=== Task description ===
Copy the data that follows exactly. Include no pictures.

=== Data segment ===
— Begin —
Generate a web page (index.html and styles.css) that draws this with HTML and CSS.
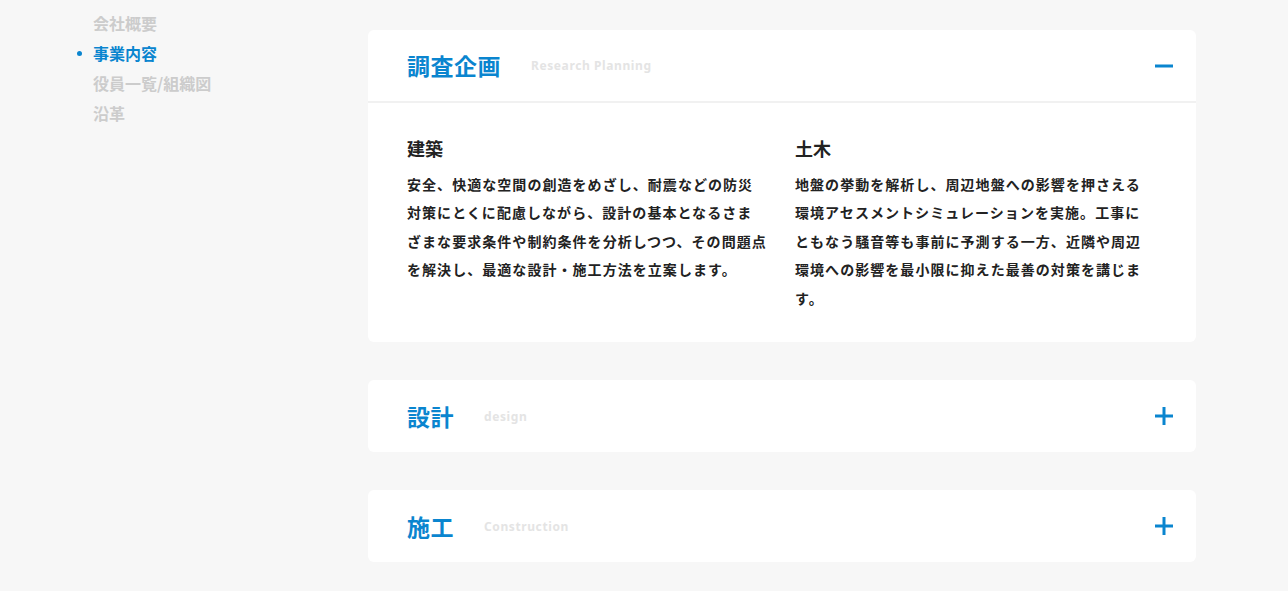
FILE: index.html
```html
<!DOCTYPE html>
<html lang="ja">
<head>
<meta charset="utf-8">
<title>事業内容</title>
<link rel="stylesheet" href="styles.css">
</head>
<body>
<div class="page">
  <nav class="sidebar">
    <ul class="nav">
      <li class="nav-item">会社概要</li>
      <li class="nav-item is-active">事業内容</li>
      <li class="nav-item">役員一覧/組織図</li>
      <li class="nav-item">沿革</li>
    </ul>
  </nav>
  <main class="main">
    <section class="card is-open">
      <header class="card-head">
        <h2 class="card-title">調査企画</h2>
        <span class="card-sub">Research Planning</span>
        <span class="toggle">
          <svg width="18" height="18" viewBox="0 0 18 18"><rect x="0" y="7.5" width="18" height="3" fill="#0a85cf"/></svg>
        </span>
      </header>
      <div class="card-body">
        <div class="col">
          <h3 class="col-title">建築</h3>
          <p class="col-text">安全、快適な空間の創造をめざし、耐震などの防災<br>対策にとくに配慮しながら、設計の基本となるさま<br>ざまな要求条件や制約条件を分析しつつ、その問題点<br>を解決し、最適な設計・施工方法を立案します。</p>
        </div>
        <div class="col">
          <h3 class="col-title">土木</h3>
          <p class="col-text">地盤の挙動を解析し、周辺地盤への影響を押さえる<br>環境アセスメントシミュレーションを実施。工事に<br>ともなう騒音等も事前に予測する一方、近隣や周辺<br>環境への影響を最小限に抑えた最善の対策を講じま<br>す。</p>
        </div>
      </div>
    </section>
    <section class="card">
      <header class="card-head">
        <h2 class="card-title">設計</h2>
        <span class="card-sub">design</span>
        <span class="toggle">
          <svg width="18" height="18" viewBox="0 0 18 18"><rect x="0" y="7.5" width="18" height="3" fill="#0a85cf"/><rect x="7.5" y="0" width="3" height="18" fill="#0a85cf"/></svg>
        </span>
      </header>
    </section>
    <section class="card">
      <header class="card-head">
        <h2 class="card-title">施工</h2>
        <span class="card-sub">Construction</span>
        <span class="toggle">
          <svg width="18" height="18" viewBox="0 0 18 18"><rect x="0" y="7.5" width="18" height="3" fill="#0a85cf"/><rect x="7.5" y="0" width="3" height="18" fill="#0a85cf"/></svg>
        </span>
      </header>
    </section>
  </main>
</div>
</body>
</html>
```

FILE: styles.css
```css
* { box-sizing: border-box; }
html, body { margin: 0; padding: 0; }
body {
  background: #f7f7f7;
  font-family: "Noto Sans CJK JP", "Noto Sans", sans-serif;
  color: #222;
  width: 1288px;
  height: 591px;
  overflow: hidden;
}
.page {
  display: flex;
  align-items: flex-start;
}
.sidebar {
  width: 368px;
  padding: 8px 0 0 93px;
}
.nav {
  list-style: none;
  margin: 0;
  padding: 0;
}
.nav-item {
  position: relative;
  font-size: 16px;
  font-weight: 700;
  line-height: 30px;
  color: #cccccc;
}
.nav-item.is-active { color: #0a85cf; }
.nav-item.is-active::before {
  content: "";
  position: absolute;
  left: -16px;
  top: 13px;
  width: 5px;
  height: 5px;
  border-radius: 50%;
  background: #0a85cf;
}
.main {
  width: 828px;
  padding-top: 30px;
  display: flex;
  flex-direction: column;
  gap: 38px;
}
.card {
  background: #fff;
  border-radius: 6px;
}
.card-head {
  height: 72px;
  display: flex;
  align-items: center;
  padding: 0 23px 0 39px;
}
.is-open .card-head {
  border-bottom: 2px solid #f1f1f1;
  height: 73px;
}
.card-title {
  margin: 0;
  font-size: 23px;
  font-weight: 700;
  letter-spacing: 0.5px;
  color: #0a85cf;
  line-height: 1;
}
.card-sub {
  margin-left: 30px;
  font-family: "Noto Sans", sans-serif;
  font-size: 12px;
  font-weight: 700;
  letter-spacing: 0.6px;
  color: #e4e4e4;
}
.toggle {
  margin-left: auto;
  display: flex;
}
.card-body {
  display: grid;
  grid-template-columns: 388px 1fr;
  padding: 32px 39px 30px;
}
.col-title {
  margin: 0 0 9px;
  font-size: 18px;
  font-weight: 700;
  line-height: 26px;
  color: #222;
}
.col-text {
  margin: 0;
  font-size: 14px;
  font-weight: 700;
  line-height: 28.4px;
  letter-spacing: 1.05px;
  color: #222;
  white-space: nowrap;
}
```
— End —
=== Answer ===
Generate a web page (index.html and styles.css) that draws this with HTML and CSS.
FILE: index.html
```html
<!DOCTYPE html>
<html lang="ja">
<head>
<meta charset="utf-8">
<title>事業内容</title>
<link rel="stylesheet" href="styles.css">
</head>
<body>
<div class="page">
  <nav class="sidebar">
    <ul class="nav">
      <li class="nav-item">会社概要</li>
      <li class="nav-item is-active">事業内容</li>
      <li class="nav-item">役員一覧/組織図</li>
      <li class="nav-item">沿革</li>
    </ul>
  </nav>
  <main class="main">
    <section class="card is-open">
      <header class="card-head">
        <h2 class="card-title">調査企画</h2>
        <span class="card-sub">Research Planning</span>
        <span class="toggle">
          <svg width="18" height="18" viewBox="0 0 18 18"><rect x="0" y="7.5" width="18" height="3" fill="#0a85cf"/></svg>
        </span>
      </header>
      <div class="card-body">
        <div class="col">
          <h3 class="col-title">建築</h3>
          <p class="col-text">安全、快適な空間の創造をめざし、耐震などの防災<br>対策にとくに配慮しながら、設計の基本となるさま<br>ざまな要求条件や制約条件を分析しつつ、その問題点<br>を解決し、最適な設計・施工方法を立案します。</p>
        </div>
        <div class="col">
          <h3 class="col-title">土木</h3>
          <p class="col-text">地盤の挙動を解析し、周辺地盤への影響を押さえる<br>環境アセスメントシミュレーションを実施。工事に<br>ともなう騒音等も事前に予測する一方、近隣や周辺<br>環境への影響を最小限に抑えた最善の対策を講じま<br>す。</p>
        </div>
      </div>
    </section>
    <section class="card">
      <header class="card-head">
        <h2 class="card-title">設計</h2>
        <span class="card-sub">design</span>
        <span class="toggle">
          <svg width="18" height="18" viewBox="0 0 18 18"><rect x="0" y="7.5" width="18" height="3" fill="#0a85cf"/><rect x="7.5" y="0" width="3" height="18" fill="#0a85cf"/></svg>
        </span>
      </header>
    </section>
    <section class="card">
      <header class="card-head">
        <h2 class="card-title">施工</h2>
        <span class="card-sub">Construction</span>
        <span class="toggle">
          <svg width="18" height="18" viewBox="0 0 18 18"><rect x="0" y="7.5" width="18" height="3" fill="#0a85cf"/><rect x="7.5" y="0" width="3" height="18" fill="#0a85cf"/></svg>
        </span>
      </header>
    </section>
  </main>
</div>
</body>
</html>
```

FILE: styles.css
```css
* { box-sizing: border-box; }
html, body { margin: 0; padding: 0; }
body {
  background: #f7f7f7;
  font-family: "Noto Sans CJK JP", "Noto Sans", sans-serif;
  color: #222;
  width: 1288px;
  height: 591px;
  overflow: hidden;
}
.page {
  display: flex;
  align-items: flex-start;
}
.sidebar {
  width: 368px;
  padding: 8px 0 0 93px;
}
.nav {
  list-style: none;
  margin: 0;
  padding: 0;
}
.nav-item {
  position: relative;
  font-size: 16px;
  font-weight: 700;
  line-height: 30px;
  color: #cccccc;
}
.nav-item.is-active { color: #0a85cf; }
.nav-item.is-active::before {
  content: "";
  position: absolute;
  left: -16px;
  top: 13px;
  width: 5px;
  height: 5px;
  border-radius: 50%;
  background: #0a85cf;
}
.main {
  width: 828px;
  padding-top: 30px;
  display: flex;
  flex-direction: column;
  gap: 38px;
}
.card {
  background: #fff;
  border-radius: 6px;
}
.card-head {
  height: 72px;
  display: flex;
  align-items: center;
  padding: 0 23px 0 39px;
}
.is-open .card-head {
  border-bottom: 2px solid #f1f1f1;
  height: 73px;
}
.card-title {
  margin: 0;
  font-size: 23px;
  font-weight: 700;
  letter-spacing: 0.5px;
  color: #0a85cf;
  line-height: 1;
}
.card-sub {
  margin-left: 30px;
  font-family: "Noto Sans", sans-serif;
  font-size: 12px;
  font-weight: 700;
  letter-spacing: 0.6px;
  color: #e4e4e4;
}
.toggle {
  margin-left: auto;
  display: flex;
}
.card-body {
  display: grid;
  grid-template-columns: 388px 1fr;
  padding: 32px 39px 30px;
}
.col-title {
  margin: 0 0 9px;
  font-size: 18px;
  font-weight: 700;
  line-height: 26px;
  color: #222;
}
.col-text {
  margin: 0;
  font-size: 14px;
  font-weight: 700;
  line-height: 28.4px;
  letter-spacing: 1.05px;
  color: #222;
  white-space: nowrap;
}
```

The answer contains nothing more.